Newly fascinated with the supernatural, the Victorians – for whom Dickens wrote the story upon which this play is based – would almost certainly have been more entertained by this production than a contemporary audience.
The title betrays its ghostly theme and the set, while carefully constructed, is equally unsurprising – the lamplit study-cum-library of a mansion of faded grandeur, cobwebs trailing from wall to wall and shelves full of musty-looking old books. With such a set-up one is prepared, even waiting, to be “frightened”.
Happily, the first warning of an other-worldly presence on stage with David, invited by the owner to catalogue the many books for auction, comes as though unbidden and causes some audience members as well as David, alone on stage, to literally jump from their seats.

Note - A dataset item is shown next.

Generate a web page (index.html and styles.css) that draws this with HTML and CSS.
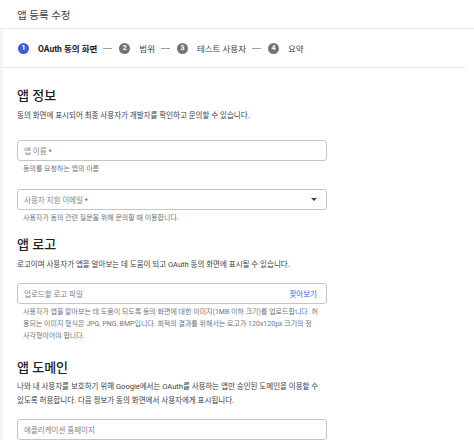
FILE: index.html
```html
<!DOCTYPE html>
<html lang="ko">
<head>
<meta charset="utf-8">
<link rel="stylesheet" href="styles.css">
</head>
<body>
<header class="topbar"><h1 class="title">앱 등록 수정</h1></header>
<div class="page">
  <div class="rail"></div>
  <main class="main">
    <nav class="stepper">
      <span class="step active"><span class="num">1</span><span class="label">OAuth 동의 화면</span></span>
      <span class="dash"></span>
      <span class="step"><span class="num">2</span><span class="label">범위</span></span>
      <span class="dash"></span>
      <span class="step"><span class="num">3</span><span class="label">테스트 사용자</span></span>
      <span class="dash"></span>
      <span class="step"><span class="num">4</span><span class="label">요약</span></span>
    </nav>
    <section class="content">
      <h2 class="heading h-info">앱 정보</h2>
      <p class="desc">동의 화면에 표시되어 최종 사용자가 개발자를 확인하고 문의할 수 있습니다.</p>

      <div class="field first">
        <div class="box"><span class="ph">앱 이름 <span class="req">*</span></span></div>
        <div class="hint">동의를 요청하는 앱의 이름</div>
      </div>

      <div class="field">
        <div class="box"><span class="ph">사용자 지원 이메일 <span class="req">*</span></span><span class="caret"></span></div>
        <div class="hint">사용자가 동의 관련 질문을 위해 문의할 때 이용합니다.</div>
      </div>

      <h2 class="heading h-logo">앱 로고</h2>
      <p class="desc">로고이며 사용자가 앱을 알아보는 데 도움이 되고 OAuth 동의 화면에 표시될 수 있습니다.</p>

      <div class="field upload">
        <div class="box"><span class="ph">업로드할 로고 파일</span><span class="link">찾아보기</span></div>
        <div class="hint">
          <span class="ln">사용자가 앱을 알아보는 데 도움이 되도록 동의 화면에 대한 이미지(1MB 이하 크기)를 업로드합니다. 허</span>
          <span class="ln">용되는 이미지 형식은 JPG, PNG, BMP입니다. 최적의 결과를 위해서는 로고가 120x120px 크기의 정</span>
          <span class="ln">사각형이어야 합니다.</span>
        </div>
      </div>

      <h2 class="heading h-domain">앱 도메인</h2>
      <p class="desc multi2">
        <span class="ln">나와 내 사용자를 보호하기 위해 Google에서는 OAuth를 사용하는 앱만 승인된 도메인을 이용할 수</span>
        <span class="ln">있도록 허용합니다. 다음 정보가 동의 화면에서 사용자에게 표시됩니다.</span>
      </p>

      <div class="field last">
        <div class="box"><span class="ph">애플리케이션 홈페이지</span></div>
      </div>
    </section>
  </main>
</div>
</body>
</html>
```

FILE: styles.css
```css
* { box-sizing: border-box; }
html, body { margin: 0; padding: 0; }
body {
  width: 474px;
  height: 441px;
  overflow: hidden;
  background: #ffffff;
  font-family: "Roboto", "Noto Sans CJK KR", sans-serif;
  color: #202124;
}
.topbar {
  height: 29px;
  border-bottom: 1px solid #e8eaed;
  padding-left: 17px;
  display: flex;
  align-items: center;
}
.title {
  margin: 0;
  font-size: 10.5px;
  font-weight: 400;
  color: #3c4043;
}
.page {
  display: flex;
}
.rail {
  width: 3px;
  background: #f1f3f4;
  flex: none;
}
.main {
  flex: 1;
}
.stepper {
  height: 39px;
  width: 463px;
  border-bottom: 1px solid #e8eaed;
  display: flex;
  align-items: center;
  padding-left: 15px;
  font-size: 8.5px;
  color: #3c4043;
}
.step {
  display: flex;
  align-items: center;
}
.num {
  width: 11px;
  height: 11px;
  border-radius: 50%;
  background: #70757a;
  color: #fff;
  font-size: 7px;
  font-weight: 700;
  display: flex;
  align-items: center;
  justify-content: center;
  margin-right: 9px;
}
.step.active .num { background: #3c5fd6; }
.step.active .label { font-weight: 700; color: #202124; }
.dash {
  width: 9px;
  height: 1px;
  background: #9aa0a6;
  margin: 0 7px 0 6px;
}
.content {
  padding-left: 14px;
}
.heading {
  margin: 0;
  font-size: 13px;
  font-weight: 500;
  line-height: 16px;
}
.h-info { padding-top: 20px; }
.h-logo { padding-top: 13px; }
.h-domain { padding-top: 18px; }
.desc {
  margin: 6px 0 0;
  font-size: 7.5px;
  line-height: 12px;
  color: #3c4043;
}
.multi2 { line-height: 14px; margin-top: 4px; }
.field {
  width: 310px;
  margin-top: 14px;
}
.field.first { margin-top: 18px; }
.field.upload { margin-top: 12px; }
.field.last { margin-top: 11px; }
.box {
  height: 21px;
  border: 1px solid #c4c7c5;
  border-radius: 3px;
  display: flex;
  align-items: center;
  justify-content: space-between;
  padding: 0 9px 0 6px;
  font-size: 7.5px;
}
.ph { color: #80868b; }
.req { color: #d93025; }
.link { color: #1a73e8; }
.caret {
  width: 0;
  height: 0;
  border-left: 3px solid transparent;
  border-right: 3px solid transparent;
  border-top: 3px solid #3c4043;
}
.hint {
  padding-left: 6px;
  margin-top: 2px;
  font-size: 7px;
  line-height: 12px;
  color: #70757a;
}
.ln { display: block; white-space: nowrap; }
```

This is only the first of similarly unexpected frights but, truthfully, they make one giggle and not nearly as scared as David pretends to be.
Of course it transpires that things are not what they seem: while Lord Grey rejects outright David’s fearful protestations of spectral occurrences, which take place with banging doors and flashing lights when David is alone, it turns out his host is more involved than he has been pretending. What’s more, David is himself revealed to be caught up in the intrigue.
The Haunting is far-fetched and even pedestrian at times, but refreshed by Laura Tisdall’s original music which demands praise.